The tech company is looking strengthen its relationship with the famous Italian sports car company, which revealed its million dollar LaFerrari hybrid hypercar at the Geneva Motor Show in Geneva, Switzerland this week.
The two companies have been discussing a partnership for a while now. In April of last year, while making the Bay Area tech rounds, Ferrari chairman Luca di Montezemolo met with Apple CEO Tim Cook (in addition to paying a visit to Google, and speaking at Stanford).
“Apple and Ferrari are connected by the same passion, the same love for the product, obsessive attention to both technology and to design,” di Montezemolo said after the meeting in Cupertino, according to Bloomberg.

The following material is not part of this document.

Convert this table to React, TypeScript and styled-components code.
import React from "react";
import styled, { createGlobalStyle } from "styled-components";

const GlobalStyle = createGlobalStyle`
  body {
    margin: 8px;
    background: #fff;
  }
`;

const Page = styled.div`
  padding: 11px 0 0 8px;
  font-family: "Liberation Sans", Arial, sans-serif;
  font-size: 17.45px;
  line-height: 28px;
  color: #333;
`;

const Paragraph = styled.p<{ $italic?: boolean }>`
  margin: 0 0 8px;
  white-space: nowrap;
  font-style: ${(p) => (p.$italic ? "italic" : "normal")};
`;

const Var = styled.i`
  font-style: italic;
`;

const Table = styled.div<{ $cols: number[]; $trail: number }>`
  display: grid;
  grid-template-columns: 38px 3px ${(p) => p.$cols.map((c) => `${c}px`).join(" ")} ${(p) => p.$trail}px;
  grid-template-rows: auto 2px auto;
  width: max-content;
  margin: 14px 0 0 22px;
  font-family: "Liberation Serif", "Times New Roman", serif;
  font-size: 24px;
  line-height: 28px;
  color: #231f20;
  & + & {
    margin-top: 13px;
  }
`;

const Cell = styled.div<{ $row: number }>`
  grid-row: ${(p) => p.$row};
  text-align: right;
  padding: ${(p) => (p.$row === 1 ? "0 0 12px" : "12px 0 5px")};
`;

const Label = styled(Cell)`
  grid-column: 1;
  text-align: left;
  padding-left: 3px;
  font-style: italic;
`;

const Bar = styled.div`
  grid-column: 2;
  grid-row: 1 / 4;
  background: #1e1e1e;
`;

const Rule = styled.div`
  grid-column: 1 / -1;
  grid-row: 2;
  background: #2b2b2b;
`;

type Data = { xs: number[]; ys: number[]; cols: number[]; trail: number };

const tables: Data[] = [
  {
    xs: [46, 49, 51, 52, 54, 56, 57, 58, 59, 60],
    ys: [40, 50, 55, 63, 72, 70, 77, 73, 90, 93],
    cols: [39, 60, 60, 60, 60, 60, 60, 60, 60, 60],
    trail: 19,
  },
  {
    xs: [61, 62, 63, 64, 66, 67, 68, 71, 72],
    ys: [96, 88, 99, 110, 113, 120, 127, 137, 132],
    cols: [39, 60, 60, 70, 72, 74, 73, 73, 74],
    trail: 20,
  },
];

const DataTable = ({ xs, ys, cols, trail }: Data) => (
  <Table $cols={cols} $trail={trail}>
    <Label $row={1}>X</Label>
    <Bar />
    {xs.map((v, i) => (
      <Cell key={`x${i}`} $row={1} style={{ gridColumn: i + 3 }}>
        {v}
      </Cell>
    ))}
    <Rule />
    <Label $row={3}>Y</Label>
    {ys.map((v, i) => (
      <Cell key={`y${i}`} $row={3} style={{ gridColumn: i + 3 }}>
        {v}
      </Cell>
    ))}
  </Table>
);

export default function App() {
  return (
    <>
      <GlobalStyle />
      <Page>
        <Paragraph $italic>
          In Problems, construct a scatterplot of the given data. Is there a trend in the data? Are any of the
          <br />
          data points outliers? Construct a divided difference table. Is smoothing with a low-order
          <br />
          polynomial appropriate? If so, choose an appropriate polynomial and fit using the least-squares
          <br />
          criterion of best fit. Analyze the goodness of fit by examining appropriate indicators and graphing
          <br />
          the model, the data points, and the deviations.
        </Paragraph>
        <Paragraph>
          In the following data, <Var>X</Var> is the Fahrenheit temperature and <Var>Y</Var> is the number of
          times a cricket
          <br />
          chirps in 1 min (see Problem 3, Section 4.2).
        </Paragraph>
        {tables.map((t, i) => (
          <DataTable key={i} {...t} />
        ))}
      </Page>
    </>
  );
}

And in November, Eddy Cue, senior vice president for Internet software and services, joined the board of directors of Ferrari, further cementing the bond between the companies. Cue was instrumental in the development of iTunes, the App Store and Siri.
In addition to the beautiful, redundantly named LaFerrari, the company also showed off its 2+2 shooting brake coupe, the FF, complete with two iPad Minis in the seatbacks, to entertain the passengers who can sit in the Ferrari's backseat only if they have no legs.

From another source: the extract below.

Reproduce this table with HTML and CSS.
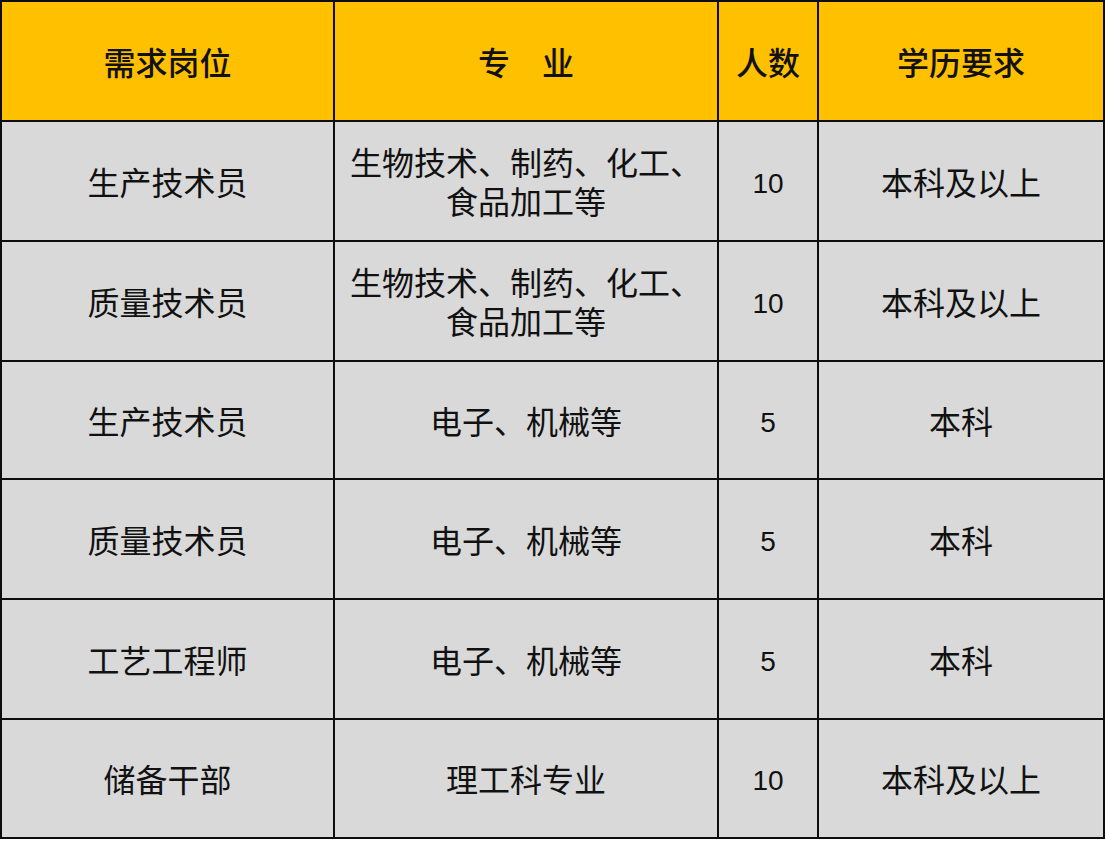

On Wednesday, Apple posted a job opening to its website, announcing that the company is looking for a “Software Quality Assurance Manager to drive iPod/iPhone/iPad integration testing with car stereos.” And in February, the company posted two other jobs focusing on “iOS Car Services.” Hopefully this means the company is looking to develop new technology that really integrates Apple products into cars, rather than just slapping tablets into a supercar.

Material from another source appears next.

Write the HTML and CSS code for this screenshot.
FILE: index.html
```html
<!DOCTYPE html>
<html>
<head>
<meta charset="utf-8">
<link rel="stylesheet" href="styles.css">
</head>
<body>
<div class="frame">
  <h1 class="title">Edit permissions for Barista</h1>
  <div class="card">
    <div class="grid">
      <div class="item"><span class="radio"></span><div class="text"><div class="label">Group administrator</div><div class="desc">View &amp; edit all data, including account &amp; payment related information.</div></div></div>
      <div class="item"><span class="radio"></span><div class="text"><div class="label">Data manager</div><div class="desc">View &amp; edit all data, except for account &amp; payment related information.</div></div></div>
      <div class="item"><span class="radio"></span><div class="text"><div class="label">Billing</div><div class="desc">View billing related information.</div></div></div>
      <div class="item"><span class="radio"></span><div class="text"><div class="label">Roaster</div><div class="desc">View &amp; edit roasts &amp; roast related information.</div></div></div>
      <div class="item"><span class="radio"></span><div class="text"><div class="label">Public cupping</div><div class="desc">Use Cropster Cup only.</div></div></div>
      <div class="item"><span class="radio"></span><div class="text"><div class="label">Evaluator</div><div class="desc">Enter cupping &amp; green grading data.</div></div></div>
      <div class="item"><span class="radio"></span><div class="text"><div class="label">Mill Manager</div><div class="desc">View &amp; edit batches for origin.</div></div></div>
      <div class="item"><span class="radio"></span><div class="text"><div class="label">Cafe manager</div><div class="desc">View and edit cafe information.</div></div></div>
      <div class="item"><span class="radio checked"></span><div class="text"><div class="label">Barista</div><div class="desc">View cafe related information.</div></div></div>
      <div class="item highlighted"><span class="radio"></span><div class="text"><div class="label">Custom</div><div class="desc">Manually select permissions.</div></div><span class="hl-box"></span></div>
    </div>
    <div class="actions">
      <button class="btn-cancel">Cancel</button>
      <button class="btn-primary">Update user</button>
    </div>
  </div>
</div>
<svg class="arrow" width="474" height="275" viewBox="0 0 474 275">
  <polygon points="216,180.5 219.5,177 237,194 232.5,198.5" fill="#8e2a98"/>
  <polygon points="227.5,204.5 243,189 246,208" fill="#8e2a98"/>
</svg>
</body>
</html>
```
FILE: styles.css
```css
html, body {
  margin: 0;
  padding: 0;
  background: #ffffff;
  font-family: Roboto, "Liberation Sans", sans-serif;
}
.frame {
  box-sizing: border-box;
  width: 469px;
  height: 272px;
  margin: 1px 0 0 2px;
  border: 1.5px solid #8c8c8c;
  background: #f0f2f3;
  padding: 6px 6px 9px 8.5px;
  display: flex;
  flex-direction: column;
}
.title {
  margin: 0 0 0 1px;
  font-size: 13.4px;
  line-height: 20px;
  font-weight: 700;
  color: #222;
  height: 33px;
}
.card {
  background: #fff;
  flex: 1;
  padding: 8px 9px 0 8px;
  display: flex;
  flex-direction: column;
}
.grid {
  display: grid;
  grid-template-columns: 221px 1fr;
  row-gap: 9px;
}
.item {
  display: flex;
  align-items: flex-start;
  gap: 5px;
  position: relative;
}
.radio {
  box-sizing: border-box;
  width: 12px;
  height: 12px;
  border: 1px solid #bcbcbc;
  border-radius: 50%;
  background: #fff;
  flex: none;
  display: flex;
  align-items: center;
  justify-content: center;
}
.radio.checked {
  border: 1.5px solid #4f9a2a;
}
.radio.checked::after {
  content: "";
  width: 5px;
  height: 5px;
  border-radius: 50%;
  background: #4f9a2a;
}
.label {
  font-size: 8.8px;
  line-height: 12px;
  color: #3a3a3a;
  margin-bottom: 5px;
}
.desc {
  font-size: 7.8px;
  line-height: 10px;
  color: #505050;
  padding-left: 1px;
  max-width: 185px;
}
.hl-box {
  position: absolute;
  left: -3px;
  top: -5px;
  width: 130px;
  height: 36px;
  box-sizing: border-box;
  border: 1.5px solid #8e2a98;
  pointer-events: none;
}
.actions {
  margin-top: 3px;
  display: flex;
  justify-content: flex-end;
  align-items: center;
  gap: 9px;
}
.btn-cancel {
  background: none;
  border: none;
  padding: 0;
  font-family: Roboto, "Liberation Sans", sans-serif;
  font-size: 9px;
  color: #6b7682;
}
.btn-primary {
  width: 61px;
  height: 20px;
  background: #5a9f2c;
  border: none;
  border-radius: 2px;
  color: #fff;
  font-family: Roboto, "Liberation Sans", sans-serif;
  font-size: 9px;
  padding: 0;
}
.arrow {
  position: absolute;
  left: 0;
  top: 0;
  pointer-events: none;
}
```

But what will fusing Apple mobile tech into car interiors mean for the future? Will Apple and Ferrari be able to reconcile the vast discrepancies between their products' lifetimes? How will Apple’s in-car tech age when a tablet’s lifetime is only a few years, compared to a car, which could last for decades?
Years from now, will these cars be little more than rolling, beautiful museums, full of embarrassing, outdated tech? In the future, will this Ferrari FF with built-in iPads be seen as nothing more than a 2013 version of a Lamborghini Countach equipped with a Commodore 64 in the passenger seat?